[Data extract start]

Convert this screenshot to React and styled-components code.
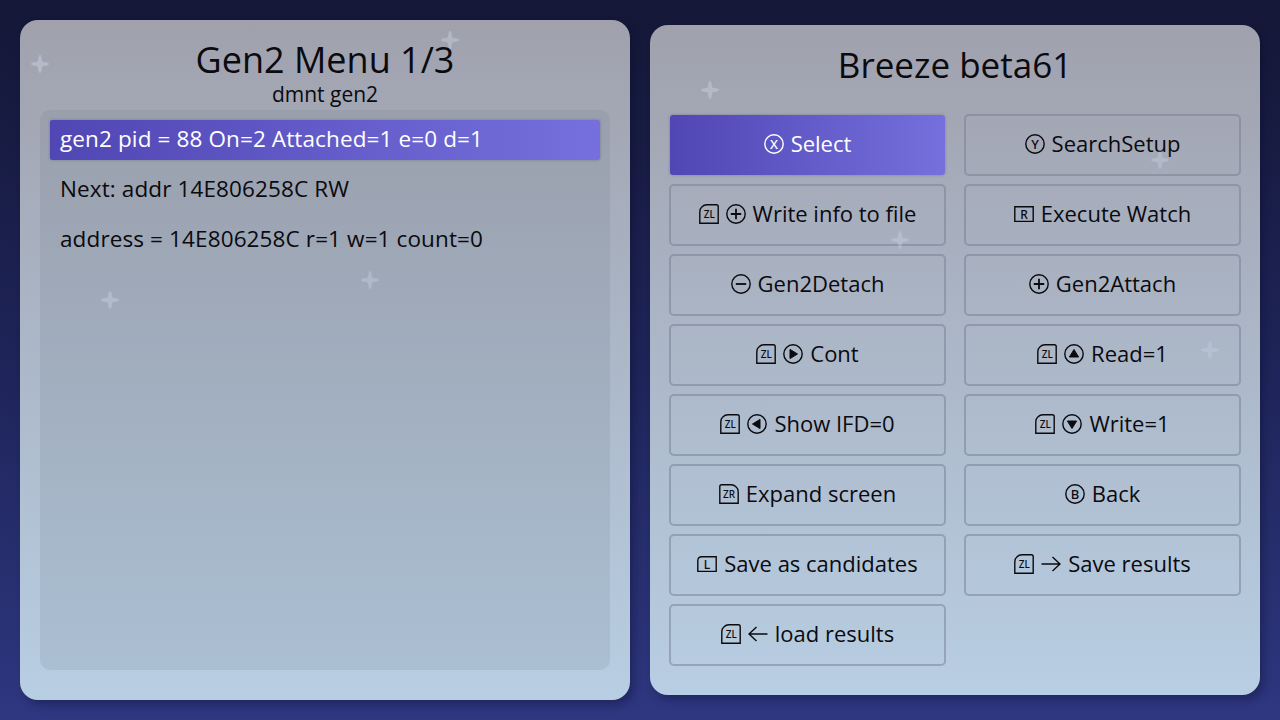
import React from "react";
import styled, { createGlobalStyle } from "styled-components";

const GlobalStyle = createGlobalStyle`
  html, body {
    margin: 0;
    padding: 0;
    height: 100%;
  }
  body {
    font-family: "Open Sans", "Noto Sans", sans-serif;
    color: #0a0a0f;
    overflow: hidden;
  }
`;

const Stage = styled.div`
  position: relative;
  width: 1280px;
  height: 720px;
  padding: 0 20px;
  box-sizing: border-box;
  display: flex;
  align-items: center;
  gap: 20px;
  overflow: hidden;
  background: linear-gradient(180deg, #141736 0%, #1e2458 50%, #2e3780 100%);
`;

const Panel = styled.section`
  width: 610px;
  height: ${(p) => p.$height}px;
  box-sizing: border-box;
  padding-top: 15px;
  border-radius: 18px;
  background: linear-gradient(180deg, #a0a1ad 0%, #b8cee3 100%);
  box-shadow: 4px 5px 8px -1px rgba(8, 10, 40, 0.35);
`;

const Title = styled.h1`
  margin: 0;
  height: 50px;
  line-height: 50px;
  font-size: ${(p) => p.$size}px;
  font-weight: 400;
  text-align: center;
`;

const Subtitle = styled.div`
  height: 20px;
  line-height: 18px;
  font-size: 21px;
  text-align: center;
`;

const List = styled.div`
  margin: 5px 20px 0;
  height: 560px;
  box-sizing: border-box;
  padding: 10px;
  display: flex;
  flex-direction: column;
  gap: 10px;
  border-radius: 10px;
  background: rgba(100, 112, 125, 0.14);
`;

const Row = styled.div`
  height: 40px;
  line-height: 37px;
  padding: 0 10px;
  font-size: 22.5px;
  letter-spacing: 0.12px;
  border-radius: 2px;
  color: ${(p) => (p.$selected ? "#fff" : "inherit")};
  background: ${(p) =>
    p.$selected ? "linear-gradient(90deg, #5046b4 0%, #7570dd 100%)" : "none"};
  box-shadow: ${(p) => (p.$selected ? "0 0 3px rgba(70, 70, 110, 0.4)" : "none")};
`;

const ButtonGrid = styled.div`
  margin: 24px 0 0 19px;
  display: grid;
  grid-template-columns: 277px 277px;
  grid-auto-rows: 62px;
  gap: 8px 18px;
`;

const Button = styled.div`
  display: flex;
  align-items: center;
  justify-content: center;
  gap: 7px;
  box-sizing: border-box;
  padding-bottom: 2px;
  font-size: 22px;
  border-radius: ${(p) => (p.$selected ? 3 : 5)}px;
  color: ${(p) => (p.$selected ? "#fff" : "inherit")};
  margin: ${(p) => (p.$selected ? "1px" : "0")};
  border: ${(p) => (p.$selected ? "none" : "2px solid rgba(115, 125, 145, 0.5)")};
  background: ${(p) =>
    p.$selected ? "linear-gradient(90deg, #5046b4 0%, #7570dd 100%)" : "none"};
  box-shadow: ${(p) => (p.$selected ? "0 0 3px rgba(70, 70, 110, 0.4)" : "none")};
`;

const Label = styled.span`
  padding-bottom: 2px;
`;

const Glyph = styled.svg`
  flex: none;
  width: 20px;
  height: 20px;
  display: block;
  fill: none;
  stroke: currentColor;
  stroke-width: 1.4;
`;

const GlyphLabel = styled.text`
  fill: currentColor;
  stroke: none;
  font-family: "Noto Sans", sans-serif;
  font-size: ${(p) => p.$size}px;
  font-weight: 500;
  text-anchor: middle;
`;

const Sparkle = styled.svg`
  position: absolute;
  left: ${(p) => p.$x - 10}px;
  top: ${(p) => p.$y - 10}px;
  width: 20px;
  height: 20px;
  fill: rgba(225, 232, 250, ${(p) => p.$alpha});
  pointer-events: none;
`;

const Circle = ({ children }) => (
  <Glyph viewBox="0 0 20 20">
    <circle cx="10" cy="10" r="9.2" />
    {children}
  </Glyph>
);

const Letter = ({ c }) => (
  <Circle>
    <GlyphLabel x="10" y="14.6" $size={13}>{c}</GlyphLabel>
  </Circle>
);

const Plus = () => (
  <Circle>
    <path d="M10 4.8v10.4M4.8 10h10.400" strokeWidth="1.800" />
  </Circle>
);

const Minus = () => (
  <Circle>
    <path d="M4.8 10h10.400" strokeWidth="1.800" />
  </Circle>
);

// d-pad style buttons, the triangle is the only thing that changes
const Pad = ({ d }) => (
  <Circle>
    <path d={d} fill="currentColor" stroke="currentColor" strokeWidth="1" strokeLinejoin="round" />
  </Circle>
);

const Trigger = ({ c }) => (
  <Glyph viewBox="0 0 20 20">
    <path d="M.8 19.300V8Q.8 4.600 2.800 3 5 .8 8 .8h9.400q1.800 0 1.800 1.800v16.700z" />
    <GlyphLabel x="10.200" y="14.200" $size={10}>{c}</GlyphLabel>
  </Glyph>
);

const TriggerR = () => (
  <Glyph viewBox="0 0 20 20">
    <path d="M.8 19.300V2.600Q.8.8 2.600.8H12q3 0 5.200 2.200 2 1.600 2 5v11.300z" />
    <GlyphLabel x="10" y="14.200" $size={10}>ZR</GlyphLabel>
  </Glyph>
);

const Bumper = ({ c }) => (
  <Glyph viewBox="0 0 20 20">
    <path d="M.8 17.400V7Q.8 2.800 5 2.800h14.200v14.600z" />
    <GlyphLabel x="10" y="14.800" $size={12}>{c}</GlyphLabel>
  </Glyph>
);

const BumperR = () => (
  <Glyph viewBox="0 0 20 20">
    <path d="M.8 2.800h18.400v14.600H.8z" />
    <GlyphLabel x="10" y="14.800" $size={12}>R</GlyphLabel>
  </Glyph>
);

const Arrow = ({ d }) => (
  <Glyph viewBox="0 0 20 20">
    <path d={d} />
  </Glyph>
);

const UP = "M10 5.500l4.600 7.500H5.400z";
const DOWN = "M10 14.500l4.600-7.500H5.400z";
const LEFT = "M5.500 10l7.500-4.600v9.200z";
const RIGHT = "M14.500 10L7 5.400v9.200z";

const buttons = [
  { label: "Select", icons: [<Letter c="X" />], selected: true },
  { label: "SearchSetup", icons: [<Letter c="Y" />] },
  { label: "Write info to file", icons: [<Trigger c="ZL" />, <Plus />] },
  { label: "Execute Watch", icons: [<BumperR />] },
  { label: "Gen2Detach", icons: [<Minus />] },
  { label: "Gen2Attach", icons: [<Plus />] },
  { label: "Cont", icons: [<Trigger c="ZL" />, <Pad d={RIGHT} />] },
  { label: "Read=1", icons: [<Trigger c="ZL" />, <Pad d={UP} />] },
  { label: "Show IFD=0", icons: [<Trigger c="ZL" />, <Pad d={LEFT} />] },
  { label: "Write=1", icons: [<Trigger c="ZL" />, <Pad d={DOWN} />] },
  { label: "Expand screen", icons: [<TriggerR />] },
  { label: "Back", icons: [<Letter c="B" />] },
  { label: "Save as candidates", icons: [<Bumper c="L" />] },
  { label: "Save results", icons: [<Trigger c="ZL" />, <Arrow d="M0.500 10h18.500M11.500 3l7.500 7-7.500 7" />] },
  { label: "load results", icons: [<Trigger c="ZL" />, <Arrow d="M19.500 10H1M8.500 3L1 10l7.500 7" />] },
];

const sparkles = [
  { x: 40, y: 64, a: 0.32 },
  { x: 450, y: 40, a: 0.28 },
  { x: 710, y: 90, a: 0.3 },
  { x: 1160, y: 160, a: 0.25 },
  { x: 900, y: 240, a: 0.25 },
  { x: 110, y: 300, a: 0.28 },
  { x: 370, y: 280, a: 0.25 },
  { x: 1210, y: 350, a: 0.2 },
];

export default function App() {
  return (
    <Stage>
      <GlobalStyle />
      <Panel $height={680}>
        <Title $size={36}>Gen2 Menu 1/3</Title>
        <Subtitle>dmnt gen2</Subtitle>
        <List>
          <Row $selected>gen2 pid = 88 On=2 Attached=1 e=0 d=1</Row>
          <Row>Next: addr 14E806258C RW</Row>
          <Row>address = 14E806258C r=1 w=1 count=0</Row>
        </List>
      </Panel>
      <Panel $height={670}>
        <Title $size={35}>Breeze beta61</Title>
        <ButtonGrid>
          {buttons.map((b) => (
            <Button key={b.label} $selected={b.selected}>
              {b.icons.map((icon, i) => (
                <React.Fragment key={i}>{icon}</React.Fragment>
              ))}
              <Label>{b.label}</Label>
            </Button>
          ))}
        </ButtonGrid>
      </Panel>
      {sparkles.map((s) => (
        <Sparkle key={`${s.x}-${s.y}`} $x={s.x} $y={s.y} $alpha={s.a} viewBox="0 0 20 20">
          <path d="M10 1q1.600 0 2 5.200 0 1.600 1.800 1.800Q19 8.400 19 10t-5.200 2q-1.800.2-1.800 1.800Q11.600 19 10 19t-2-5.200q0-1.600-1.800-1.800Q1 11.600 1 10t5.200-2Q8 7.800 8 6.200 8.400 1 10 1z" />
        </Sparkle>
      ))}
    </Stage>
  );
}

[Data extract end]

What you need to do –
Copy out every line with the word "components".

Expected output –
Convert this screenshot to React and styled-components code.
import styled, { createGlobalStyle } from "styled-components";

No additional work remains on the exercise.